Williams locks onto Rolle just long enough to sneak Wilson through into open space, while Spencer Paysinger completely dominates Stanley Havili on the other side of the gap.

And from there, Wilson would take it out to the 39-yard line. Would Anderson or Jordan have bit so hard on Wilson's initial cut? And would each have been dominated and sealed off so aggressively? Maybe not. Those two led all Philly special-teamers with a 11 tackles each on special teams last season. The problem was that Hunt played it wrong and Hughes was physically in a mismatch. 

 

Return No. 2: Wilson has a 48-yarder wiped out due to a penalty

It could have been even worse for the Eagles special teams Sunday had this counted. On a kickoff late in the second quarter, Cordle breaks from the wedge with Hynoski to take care of an over-committing David Sims, opening up a clear avenue for Wilson, who has a mini-wall of support to his left.

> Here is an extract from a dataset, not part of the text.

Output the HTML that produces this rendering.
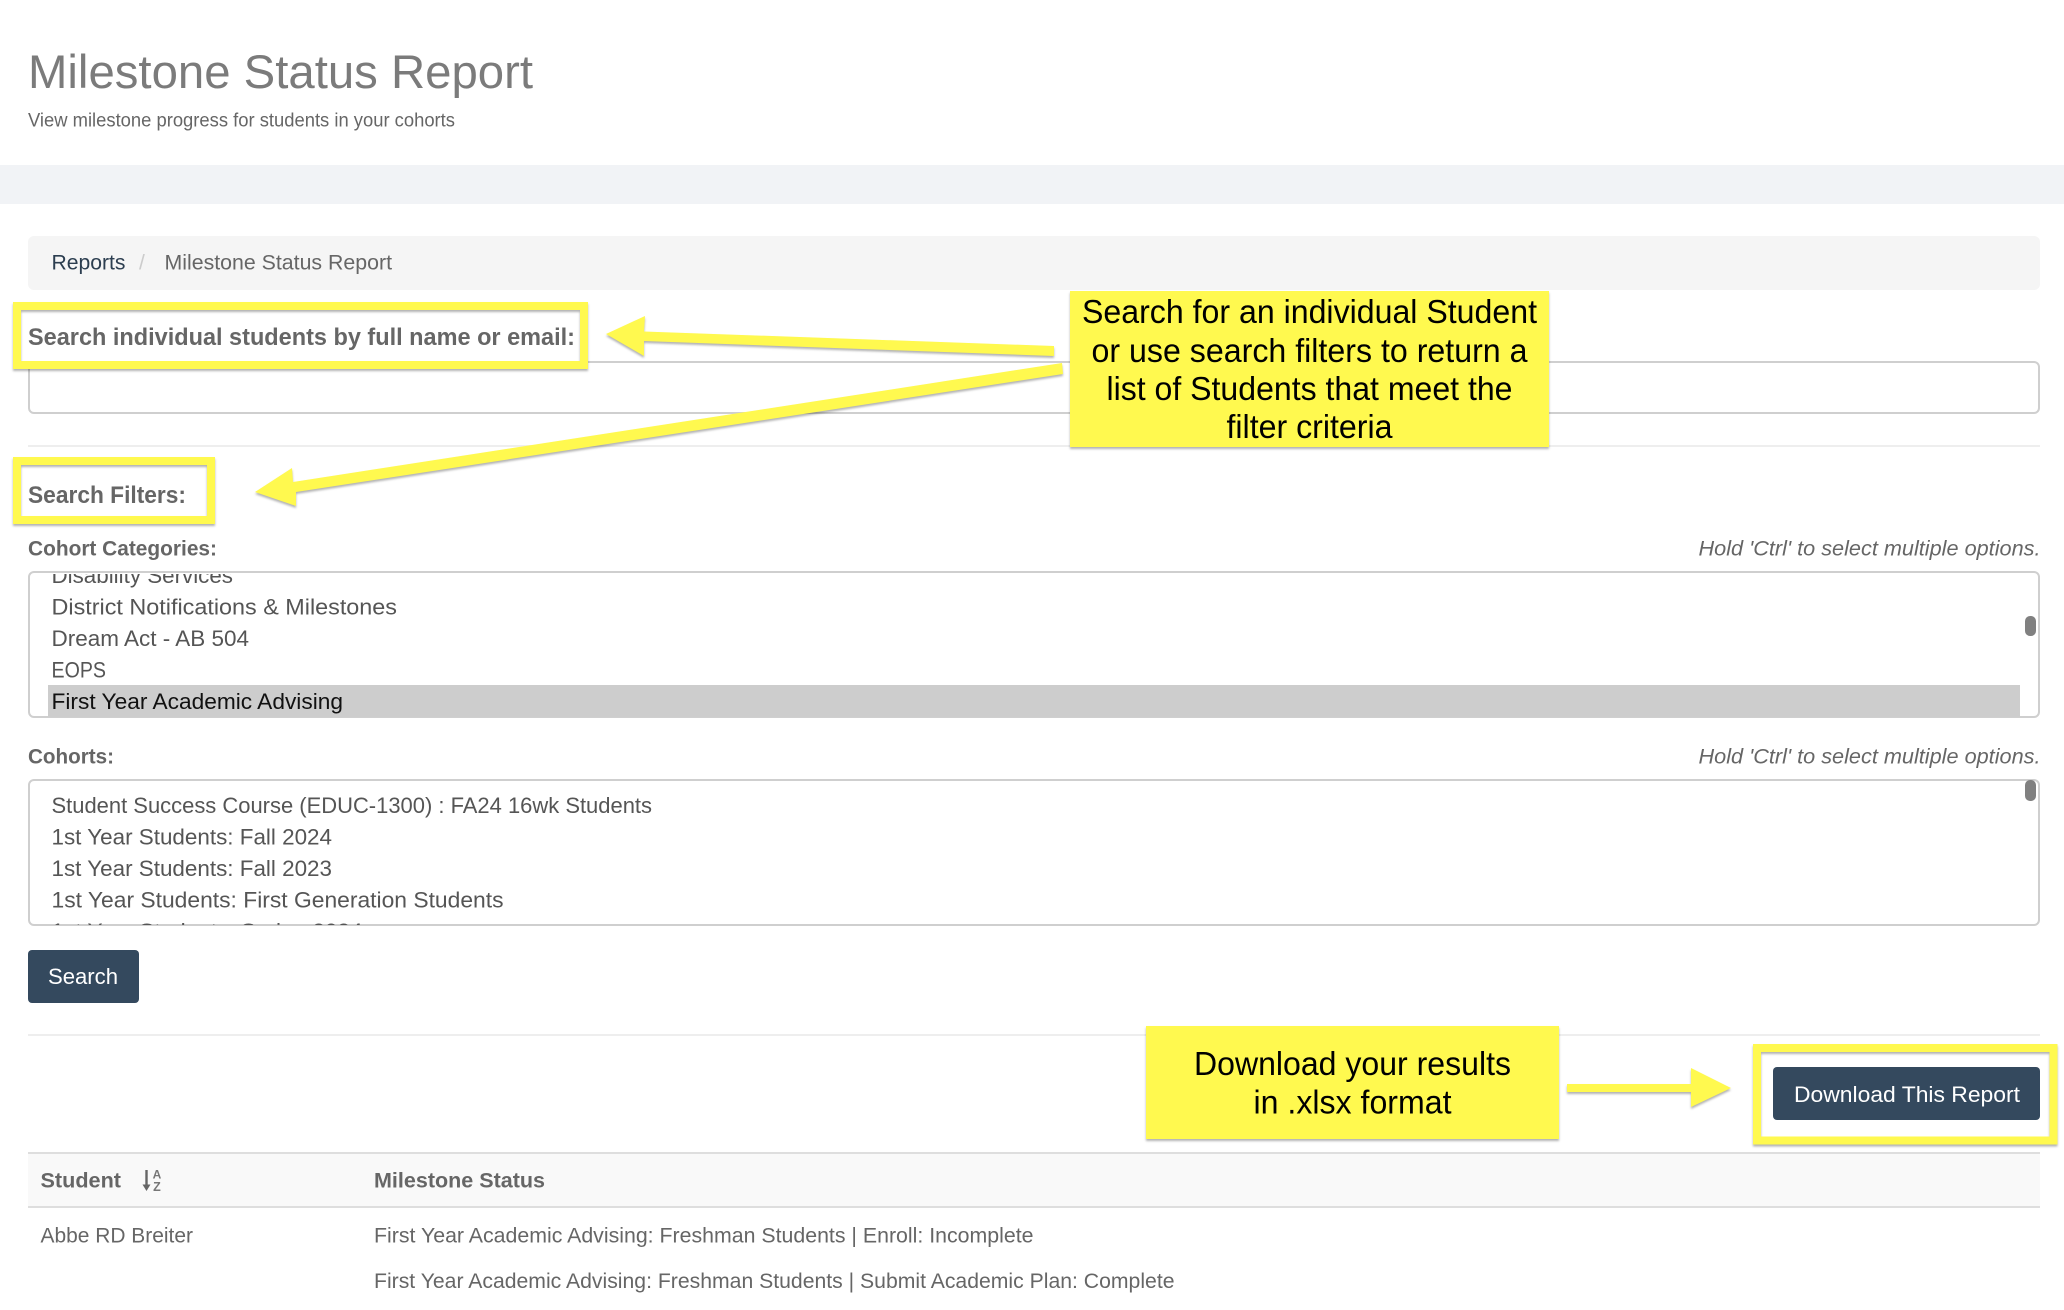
<!DOCTYPE html>
<html lang="en"><head><meta charset="utf-8"><title>Milestone Status Report</title>
<style>
html,body{margin:0;padding:0;background:#fff;width:2064px;height:1310px;overflow:hidden}
body{position:relative;font-family:"Liberation Sans",sans-serif}
.a{position:absolute;box-sizing:border-box}
.band{left:0;top:165px;width:2064px;height:39px;background:#f1f3f6}
.crumb{left:28px;top:236px;width:2012px;height:54px;background:#f5f5f5;border-radius:6px}
.field{left:28px;width:2012px;border:2px solid #cfcfcf;border-radius:6px;background:#fff}
.hr{left:28px;width:2012px;height:2px;background:#eeeeee}
.sel{left:48px;top:685px;width:1972px;height:32px;background:#cdcdcd}
.thumb{left:2025px;width:11px;background:#808080;border-radius:5px}
.btn{background:#34495e;border-radius:4px}
.th{left:28px;top:1152px;width:2012px;height:56px;background:#f9f9f9;border-top:2px solid #dedede;border-bottom:2px solid #dedede}
svg{position:absolute;left:0;top:0}
text{font-family:"Liberation Sans",sans-serif;fill:#666}
.b{font-weight:700;fill:#666}
.s{font-size:22.5px;fill:#555}
.t{font-size:21px;fill:#666}
.i{font-style:italic;font-size:21px;fill:#666}
.c{font-size:33px;fill:#000}
.w{font-size:22.5px;fill:#fff}
.y{fill:#fff94f;filter:drop-shadow(0 2px 1px rgba(0,0,0,.3))}
.box{fill:none;stroke:#fff94f;stroke-width:8;filter:drop-shadow(0 2px 1px rgba(0,0,0,.3))}
</style></head><body>
<div class="a band"></div>
<div class="a crumb"></div>
<div class="a field" style="top:361px;height:53px"></div>
<div class="a hr" style="top:445px"></div>
<div class="a field" style="top:571px;height:147px"></div>
<div class="a sel"></div>
<div class="a thumb" style="top:616px;height:20px"></div>
<div class="a field" style="top:779px;height:147px"></div>
<div class="a thumb" style="top:780px;height:21px"></div>
<div class="a btn" style="left:28px;top:950px;width:111px;height:53px"></div>
<div class="a hr" style="top:1034px"></div>
<div class="a btn" style="left:1773px;top:1067px;width:267px;height:53px"></div>
<div class="a th"></div>
<svg width="2064" height="1310" viewBox="0 0 2064 1310" xmlns="http://www.w3.org/2000/svg">
<defs>
<clipPath id="c1"><rect x="30" y="574" width="1990" height="143"/></clipPath>
<clipPath id="c2"><rect x="30" y="781" width="1990" height="144"/></clipPath>
</defs>
<text x="28" y="88" font-size="47.500" textLength="505" lengthAdjust="spacingAndGlyphs" style="fill:#7b7b7b">Milestone Status Report</text>
<text x="28" y="126.500" font-size="19" textLength="427" lengthAdjust="spacingAndGlyphs">View milestone progress for students in your cohorts</text>

<text x="51.500" y="269.500" class="t" textLength="74" lengthAdjust="spacingAndGlyphs" style="fill:#2c3e50">Reports</text>
<text x="139" y="269.500" class="t" style="fill:#ccc">/</text>
<text x="164.500" y="269.500" class="t" textLength="227.500" lengthAdjust="spacingAndGlyphs">Milestone Status Report</text>

<text x="28" y="345" class="b" font-size="24" textLength="547" lengthAdjust="spacingAndGlyphs">Search individual students by full name or email:</text>
<text x="28" y="503" class="b" font-size="24" textLength="158" lengthAdjust="spacingAndGlyphs">Search Filters:</text>
<text x="28" y="555.500" class="b" font-size="21" textLength="189" lengthAdjust="spacingAndGlyphs">Cohort Categories:</text>
<text x="1698.500" y="555.500" class="i" textLength="342" lengthAdjust="spacingAndGlyphs">Hold 'Ctrl' to select multiple options.</text>

<g clip-path="url(#c1)">
<text x="51.500" y="583" class="s" textLength="181.500" lengthAdjust="spacingAndGlyphs">Disability Services</text>
<text x="51.500" y="614.500" class="s" textLength="345.500" lengthAdjust="spacingAndGlyphs">District Notifications &amp; Milestones</text>
<text x="51.500" y="646" class="s" textLength="197.500" lengthAdjust="spacingAndGlyphs">Dream Act - AB 504</text>
<text x="51.500" y="677.500" class="s" textLength="54.500" lengthAdjust="spacingAndGlyphs">EOPS</text>
<text x="51.500" y="709" class="s" textLength="291.500" lengthAdjust="spacingAndGlyphs" style="fill:#111">First Year Academic Advising</text>
</g>

<text x="28" y="763.500" class="b" font-size="21" textLength="86" lengthAdjust="spacingAndGlyphs">Cohorts:</text>
<text x="1698.500" y="763.500" class="i" textLength="342" lengthAdjust="spacingAndGlyphs">Hold 'Ctrl' to select multiple options.</text>

<g clip-path="url(#c2)">
<text x="51.500" y="813" class="s" textLength="600.500" lengthAdjust="spacingAndGlyphs">Student Success Course (EDUC-1300) : FA24 16wk Students</text>
<text x="51.500" y="844.500" class="s" textLength="280.500" lengthAdjust="spacingAndGlyphs">1st Year Students: Fall 2024</text>
<text x="51.500" y="876" class="s" textLength="280.500" lengthAdjust="spacingAndGlyphs">1st Year Students: Fall 2023</text>
<text x="51.500" y="907.500" class="s" textLength="452" lengthAdjust="spacingAndGlyphs">1st Year Students: First Generation Students</text>
<text x="51.500" y="939" class="s" textLength="311" lengthAdjust="spacingAndGlyphs">1st Year Students: Spring 2024</text>
</g>

<text x="48" y="984" class="w" textLength="70" lengthAdjust="spacingAndGlyphs">Search</text>
<text x="1794" y="1102" class="w" textLength="226" lengthAdjust="spacingAndGlyphs">Download This Report</text>

<text x="40.500" y="1187.500" class="b" font-size="21" textLength="80.500" lengthAdjust="spacingAndGlyphs">Student</text>
<path d="M146.500 1170V1187" stroke="#666" stroke-width="2.400" fill="none"/>
<path d="M142.500 1184.500H150.500L146.500 1191Z" fill="#666"/>
<text x="157" y="1178.500" font-size="12" font-weight="700" text-anchor="middle" style="fill:#777">A</text>
<text x="157" y="1191" font-size="12.500" font-weight="700" text-anchor="middle" style="fill:#777">Z</text>
<text x="374" y="1187.500" class="b" font-size="21" textLength="171" lengthAdjust="spacingAndGlyphs">Milestone Status</text>

<text x="40.500" y="1242.500" class="t" textLength="152.500" lengthAdjust="spacingAndGlyphs">Abbe RD Breiter</text>
<text x="374" y="1242.500" class="t" textLength="659.500" lengthAdjust="spacingAndGlyphs">First Year Academic Advising: Freshman Students | Enroll: Incomplete</text>
<text x="374" y="1288" class="t" textLength="800.500" lengthAdjust="spacingAndGlyphs">First Year Academic Advising: Freshman Students | Submit Academic Plan: Complete</text>

<rect class="box" x="17" y="306" width="567" height="59"/>
<rect class="box" x="17" y="461" width="194" height="59"/>
<rect class="box" x="1757" y="1048" width="296.500" height="92.500"/>

<polygon class="y" points="606,334 645,316 644,331.500 1054,346 1054,356 644,341 644,356"/>
<polygon class="y" points="255,492 292,468 293,482 1062,363 1063,374 296,492 296,506"/>
<polygon class="y" points="1567,1084 1691,1084 1691,1068 1731,1088 1691,1107 1691,1092 1567,1092"/>

<rect class="y" x="1070" y="291" width="479" height="156"/>
<text x="1309.500" y="323" class="c" text-anchor="middle" textLength="455" lengthAdjust="spacingAndGlyphs">Search for an individual Student</text>
<text x="1309.500" y="362" class="c" text-anchor="middle" textLength="436" lengthAdjust="spacingAndGlyphs">or use search filters to return a</text>
<text x="1309.500" y="400" class="c" text-anchor="middle" textLength="406" lengthAdjust="spacingAndGlyphs">list of Students that meet the</text>
<text x="1309.500" y="438" class="c" text-anchor="middle" textLength="166" lengthAdjust="spacingAndGlyphs">filter criteria</text>

<rect class="y" x="1146" y="1026" width="413" height="113"/>
<text x="1352.500" y="1075" class="c" text-anchor="middle" textLength="317" lengthAdjust="spacingAndGlyphs">Download your results</text>
<text x="1352.500" y="1113.500" class="c" text-anchor="middle" textLength="198" lengthAdjust="spacingAndGlyphs">in .xlsx format</text>
</svg>
</body></html>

Wilson would go 30 yards from there before even being touched. Fortunately for the Eagles, Paysinger was called for holding Havili at the 23-yard line, but it's still not a good sign that there was probably only a 50/50 shot Havili was going to get Wilson in that spot anyway. 

The gap was still too large. I've placed a star where Wilson was finally contacted by a Philadelphia cover guy.

 

Return No. 3: All Wilson for 45 yards

At the outset, it appears the Eagles actually have pretty good coverage here. They've closed the edges on Wilson, and two Philly players—Brandon Hughes and Chris Polk, both circled—have unimpeded lines to the ball carrier. 

The problem is that Polk gets run over by Cordle and Hughes is a split-second too late arriving. Again, look at the opening created merely because Polk isn't able to get past Cordle. They're not getting off blocks (highlighted in four separate spots in blue), and it's killing them. 

 

Return No. 4: Wilson goes 53 yards from the end zone

With the Cordle-Hynoski wedge again set to take on Philly's miniature cover guys and double teams creating a wall to the right, it's obvious where this one's going from the get-go.

Rolle and Jamar Chaney are both taken out by that wedge, but they have Casey Matthews in decent position and unblocked. The problem is that the situation in front of him forces Matthews to go one way or the other and, because he doesn't have a lot of support on the edge, he takes that angle, giving Wilson the exact hole he wanted.

It's easy to say Matthews should have gone left, but would that have made things any better? Consider this hypothetical...

So, Matthews might have been picking his poison. If your special teams unit gets blocked that easily, they're giving the return man choices.

 

Return No. 5: Wilson's only pedestrian return of the night

Alex Henery finally gets off a big kick, and a confident Wilson pushes it by attempting a return from deep in the end zone. That gives the Eagles a chance to converge, and the coverage is solid. Hunt actually beats his man on foot (red), Hughes sheds Cordle (blue) and Havili holds his ground against Hynoski (black) to prevent a hole from being created. Curtis Marsh (purple) is also there in case Wilson breaks a tackle and takes off to his right.

 

Return No. 6: Wilson gives the Giants good field position for their final drive

Hynoski clears the left side easily while Cordle handles Chaney in the gap, giving Wilson choices again. Marsh (blue) is the safety valve here, but he's out of position at this point because it should be obvious where Wilson's going. He's also flat-footed. He wouldn't reach Wilson until they met at the 35-yard line.

Henery's kicks aren't getting very deep, and the Eagles have a league-low four touchdowns thus far. But that doesn't change the fact that they're getting beaten up physically on these returns. They aren't a big team, and it really shows in situations like these. They're struggling to get off blocks in decent time, and they aren't always taking ideal lines to the ball.

The Giants deserve credit for doing a great job, and Wilson looked fantastic. But a blueprint is in place now for teams to follow going forward, and the Eagles might need to do more than just pray for Jordan and Anderson to get healthy in order to completely cure what ails them on special teams.